CCP section 2031.310(b)(1) requires the motion to set forth specific facts showing good cause justifying the discovery sought by the demand for production. In law and motion practice, factual evidence is supplied to the court by way of declarations. Calcor Space Facility v. Superior Court (1997) 53 Cal. App. 4th 216, 224 (rejecting facts supporting the production of documents that were in a separate statement because the document was not verified and did not constitute evidence). In Calcor, the Court of Appeal issued a writ of mandate issue directing the trial court to vacate its order compelling the defendant to produce records because the plaintiff had failed to provide specific facts showing good cause for their production.
The same problem exists here. Request for production 23 seeks all emails reflecting invoices for jobs in which Sureh Nazaryan used the motor vehicle to travel to a work site. The declaration of the Defendant’s attorney, Anthony Thomas, lacks any specific facts showing good cause for the inspection of any of these emails. Mr. Thomas does not discuss request for production 23 or explain the need for the invoices in the emails. Instead, Mr. Thomas discusses the underlying facts of the case and deposition testimony that the motor vehicle was used to travel to work sites in Northern California.

It appears that the Defendant drafted request for production 23 to gather information on the use of the motor vehicle to support a defense that the tires failed due to wear and tear and not to a defect. The Defendant has agreed to limit the request for production to the invoices reflecting travel to work sites in the 90 days prior to the accident.
The Defendant should be able to obtain information on the use of the motor vehicle to support a defense that the tires failed due to wear and tear. If the motor vehicle was used to travel to work sites, then the Defendant should be able to obtain information on the mileage driven. This would involve the addresses on the invoices because this is necessary to determine the amount of miles driven to and from the worksite.
The Plaintiff objects that the information is protected by the right to privacy. The invoices reflect work done to install household light fixtures for customers. The Plaintiff offers no legal authority holding that such invoices reflecting the installation of household light fixtures contain sensitive information or that they are protected by the right to privacy. Further, if it is necessary to protect the privacy of persons who desire to keep confidential their purchases of household lights, then the parties could resolve this dispute by redacting the names of the individuals so that the invoices only identify the addresses so that the mileage can be determined. Or, the parties could enter into a protective order that would permit the use of these invoices solely for this litigation in order to determine the mileage to and from the worksites.
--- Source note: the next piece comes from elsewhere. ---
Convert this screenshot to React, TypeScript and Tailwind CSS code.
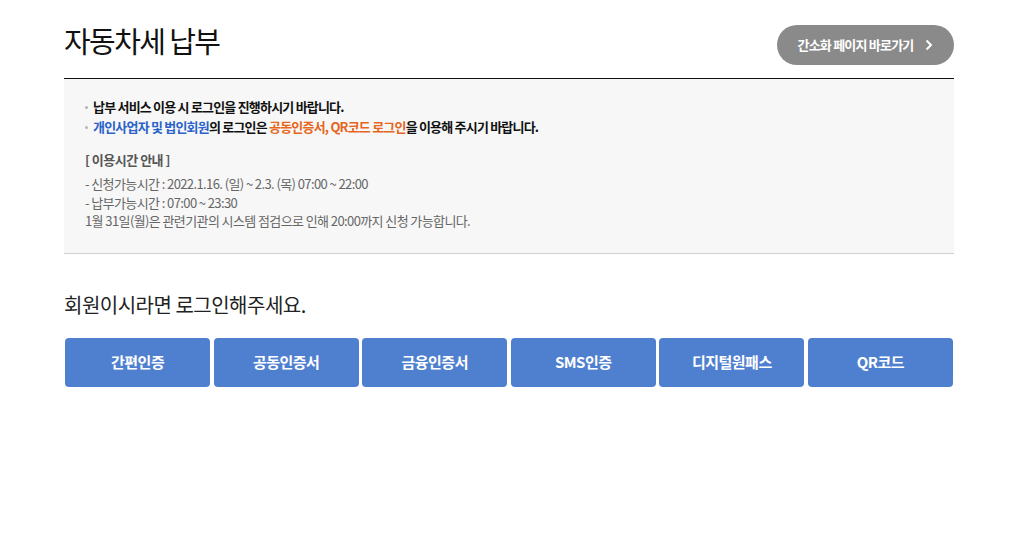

Accordingly, at the hearing, the Court will consider attempting to meet and confer with the parties to resolve this dispute. Since the Defendant is entitled to obtain information on the motor vehicle’s use, the Plaintiff should provide the addresses in the invoices so that the Defendant can calculate the mileage to and from the worksites.
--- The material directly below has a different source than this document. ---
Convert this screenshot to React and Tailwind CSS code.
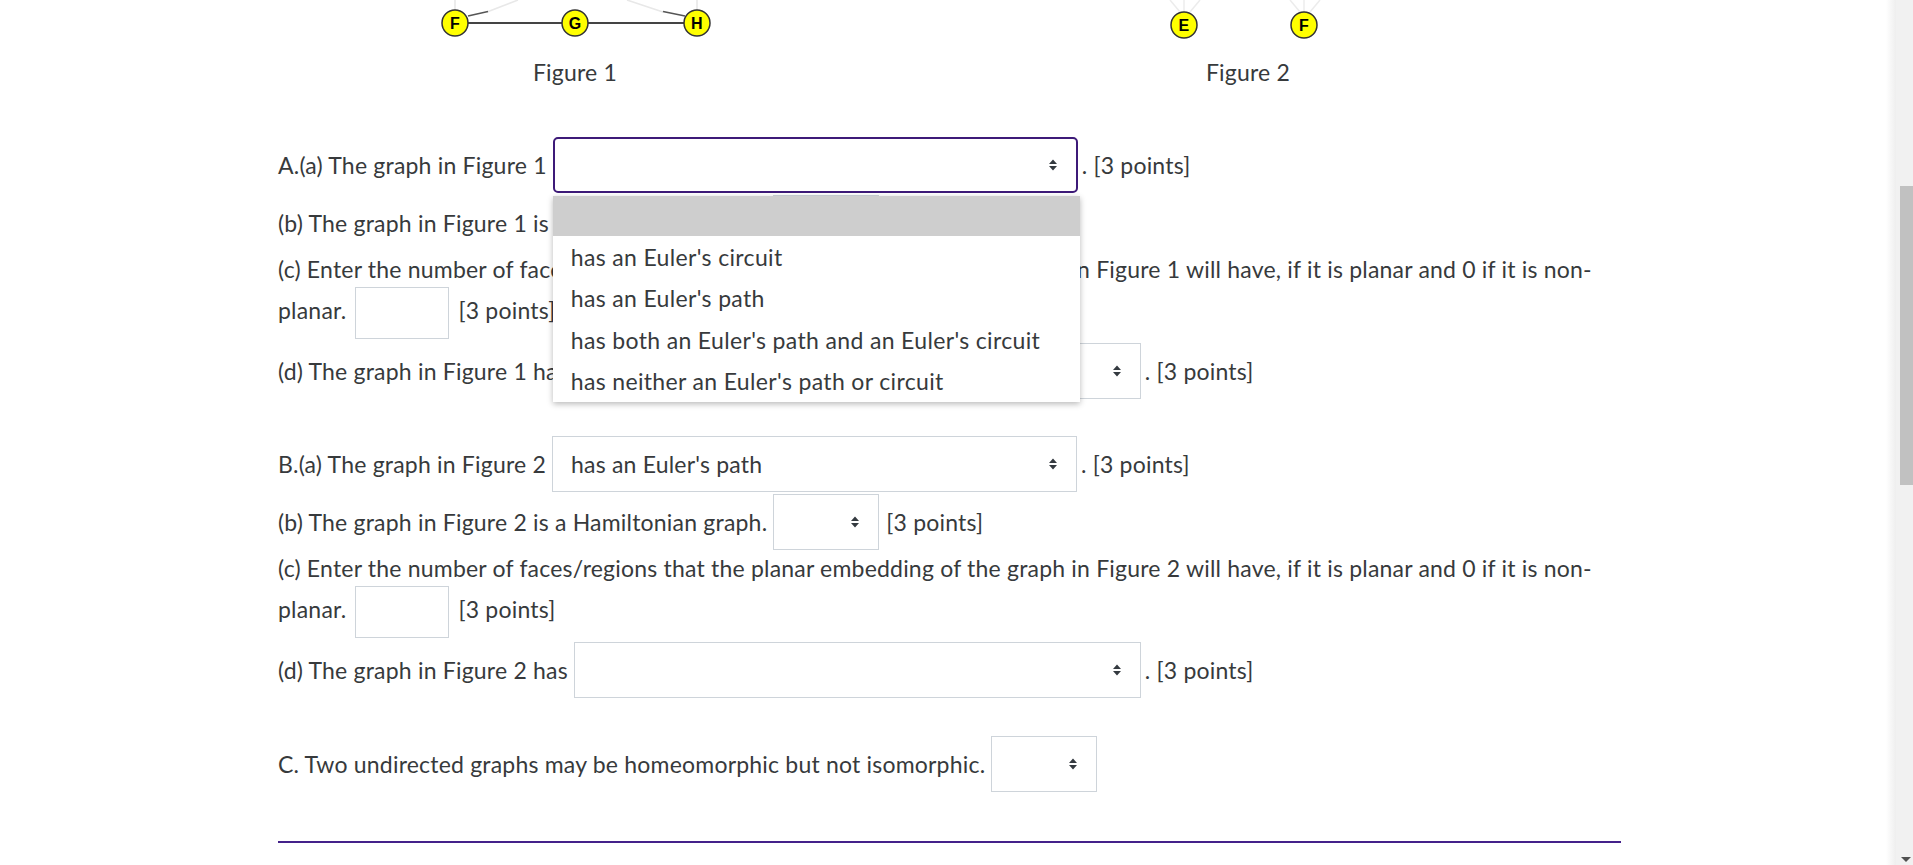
import React from "react";

const Arrow = () => (
  <svg width="10" height="14" viewBox="0 0 10 14" className="shrink-0">
    <path d="M5 1.5 L9 6 H1 Z M5 12.5 L9 8 H1 Z" fill="#343a40" />
  </svg>
);

function Sel({ className, value, focused, children }) {
  const base =
    "relative inline-flex h-[56px] shrink-0 items-center justify-between bg-white pl-[18px] pr-[18px] align-middle";
  const border = focused
    ? " border-2 border-[#3d1a78] rounded-[5px]"
    : " border border-[#ced4da]";
  return (
    <span className={base + border + " " + className}>
      <span className="whitespace-nowrap">{value || ""}</span>
      <Arrow />
      {children}
    </span>
  );
}

const Node = ({ x, y, label }) => (
  <g>
    <circle cx={x} cy={y} r="13" fill="#ffff00" stroke="#333" strokeWidth="1.5" />
    <text
      x={x}
      y={y + 5.5}
      textAnchor="middle"
      fontFamily="'Liberation Sans', Arial, sans-serif"
      fontWeight="bold"
      fontSize="16"
      fill="#000"
    >
      {label}
    </text>
  </g>
);

function Figure1() {
  return (
    <svg width="330" height="46" viewBox="0 0 330 46">
      <line x1="45" y1="0" x2="45" y2="10" stroke="#e6e6e6" strokeWidth="1.5" />
      <line x1="287" y1="0" x2="287" y2="10" stroke="#e6e6e6" strokeWidth="1.5" />
      <line x1="77" y1="12" x2="108" y2="0" stroke="#e8e8e8" strokeWidth="1.5" />
      <line x1="58" y1="16" x2="78" y2="11.5" stroke="#555" strokeWidth="1.5" />
      <line x1="253" y1="12" x2="217" y2="0" stroke="#e8e8e8" strokeWidth="1.5" />
      <line x1="275" y1="16" x2="253" y2="11.5" stroke="#555" strokeWidth="1.5" />
      <line x1="45" y1="23" x2="287" y2="23" stroke="#444" strokeWidth="2" />
      <Node x={45} y={23} label="F" />
      <Node x={165} y={23} label="G" />
      <Node x={287} y={23} label="H" />
    </svg>
  );
}

function Figure2() {
  return (
    <svg width="330" height="46" viewBox="0 0 330 46">
      <g stroke="#ececec" strokeWidth="1.5">
        <line x1="101" y1="0" x2="101" y2="12" />
        <line x1="87" y1="0" x2="97" y2="12" />
        <line x1="117" y1="0" x2="107" y2="12" />
        <line x1="221" y1="0" x2="221" y2="12" />
        <line x1="207" y1="0" x2="217" y2="12" />
        <line x1="237" y1="0" x2="227" y2="12" />
      </g>
      <Node x={101} y={25} label="E" />
      <Node x={221} y={25} label="F" />
    </svg>
  );
}

const Input = () => (
  <span className="mx-[3px] inline-block h-[52px] w-[94px] border border-[#ced4da] bg-white align-middle" />
);

const options = [
  "has an Euler's circuit",
  "has an Euler's path",
  "has both an Euler's path and an Euler's circuit",
  "has neither an Euler's path or circuit",
];

function Dropdown() {
  return (
    <div className="absolute left-[-2px] top-[57px] z-10 w-[527px] bg-white tracking-[0.35px] shadow-[0_2px_6px_rgba(0,0,0,0.28)]">
      <div className="h-[40px] bg-[#cecece]" />
      {options.map((o) => (
        <div key={o} className="flex h-[41.5px] items-center whitespace-nowrap px-[18px]">
          {o}
        </div>
      ))}
    </div>
  );
}

function Section({ fig, first }) {
  return (
    <div className="flex flex-col">
      <div className="flex h-[56px] items-center whitespace-nowrap">
        <span>{first}.(a) The graph in Figure {fig}</span>
        <Sel
          className="ml-[6px] w-[525px]"
          focused={fig === 1}
          value={fig === 2 ? "has an Euler's path" : ""}
        >
          {fig === 1 && <Dropdown />}
        </Sel>
        <span className="ml-[4px]">. [3 points]</span>
      </div>
      <div className="mt-[2px] flex h-[56px] items-center whitespace-nowrap">
        <span>(b) The graph in Figure {fig} is a Hamiltonian graph.</span>
        <Sel className="ml-[6px] w-[106px]" />
        <span className="ml-[7px]">[3 points]</span>
      </div>
      <p className="leading-[36px]">
        (c) Enter the number of faces/regions that the planar embedding of the graph in Figure{" "}
        {fig} will have, if it is planar and 0 if it is non-planar. <Input /> [3 points]
      </p>
      <div className="mt-[4px] flex h-[56px] items-center whitespace-nowrap">
        <span>(d) The graph in Figure {fig} has</span>
        <Sel className="ml-[6px] w-[567px]" />
        <span className="ml-[4px]">. [3 points]</span>
      </div>
    </div>
  );
}

export default function App() {
  return (
    <div className="flex h-[865px] w-full overflow-hidden bg-white font-[Lato,sans-serif] text-[23px] tracking-[0.2px] text-[#373a3c]">
      <main className="min-w-0 flex-1">
        <div className="ml-[278px] w-[1343px]">
          <div className="flex">
            <div className="ml-[132px] flex w-[330px] flex-col items-center">
              <Figure1 />
              <div className="mt-[11px] leading-[30px]">Figure 1</div>
            </div>
            <div className="ml-[343px] flex w-[330px] flex-col items-center">
              <Figure2 />
              <div className="mt-[11px] leading-[30px]">Figure 2</div>
            </div>
          </div>
          <div className="mt-[50px]">
            <Section fig={1} first="A" />
          </div>
          <div className="mt-[37px]">
            <Section fig={2} first="B" />
          </div>
          <div className="mt-[38px] flex h-[56px] items-center whitespace-nowrap">
            <span>C. Two undirected graphs may be homeomorphic but not isomorphic.</span>
            <Sel className="ml-[6px] w-[106px]" />
          </div>
          <div className="mt-[49px] border-t-2 border-[#44218a]" />
        </div>
      </main>
      <div className="w-[10px] bg-gradient-to-r from-white to-[#eeeeee]" />
      <div className="flex w-[17px] flex-col bg-[#f1f1f1]">
        <div className="h-[186px]" />
        <div className="ml-[4px] h-[299px] bg-[#c1c1c1]" />
        <div className="flex-1" />
        <div className="flex h-[8px] justify-end pr-[2px]">
          <svg width="10" height="6" viewBox="0 0 10 6">
            <path d="M0 0 H10 L5 5 Z" fill="#505050" />
          </svg>
        </div>
      </div>
    </div>
  );
}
2. Application for Pro Hac Vice Appearance

The case was transferred to this Department on June 18, 2014 after Department One found that the case is not proper to be heard in the Personal Injury Courts. At a non-appearance case review on July 10, 2014, the Court set the pending motion for August 21, 2014. By Stipulation, the application was continued to August 22, 2014

This hearing concerns the Defendant’s application for an order allowing two applicants, Giles Schanen and A. Marvin Quattlebaum, to appear pro hac vice on its behalf.
An initial issue is that the Defendant has not paid the first appearance fee or the fee required for its applicants to seek an order granting leave to appear pro hac vice. Under Government Code section 70617(e)(1), the fee is $500 per application. Since there are two applicants, i.e., Giles Schanen and A. Marvin Quattlebaum, the fees are $1,000. Further, Government Code section 70617(e)(2) states that an attorney whose application to appear as counsel pro hac vice must pay an annual renewal fee of $500 on or before the anniversary of the date on which the application was granted. The Court noted that the Defendant had failed to make these payments on July 10, 2014 and ordered that they be paid on or before the August 21, 2014 hearing.
Accordingly, the Court will inquire at the hearing to determine whether the Defendants have paid the required fees. If the Defendants have not, then the hearing shall be continued so that the Defendants have the opportunity to pay the required fees.

If the Defendants have paid the required fees, then the following analysis applies.

Giles Schanen and A. Marvin Quattlebaum practice law in the state of South Carolina. CRC rule 9.40 requires attorneys requesting permission to appear pro hac vice to include the following in their verified application:

1) proof of service on all parties that have appeared and on the State Bar of California;
2) the applicant’s residence and office address;
3) the courts to which the applicant has been admitted to practice and the dates of admission;
4) that the applicant is a member in good standing in those courts;
5) that the applicant is not currently suspended or disbarred in any court;
6) the title of court and cause in which the applicant has filed an application to appear as counsel pro hac vice in this state in the preceding two years, the date of each application, and whether or not it was granted;
7) the name, address, and telephone number of the active member of the State Bar of California who is attorney of record; and
8) payment of $50 to the State Bar of California.

A review of the verified applications of Giles Schanen and A. Marvin Quattlebaum reveals that they complied with all of these requirements and that the $100 fee has been paid to the State Bar.
Accordingly, if all other fees have been paid, the Court will grant the applications.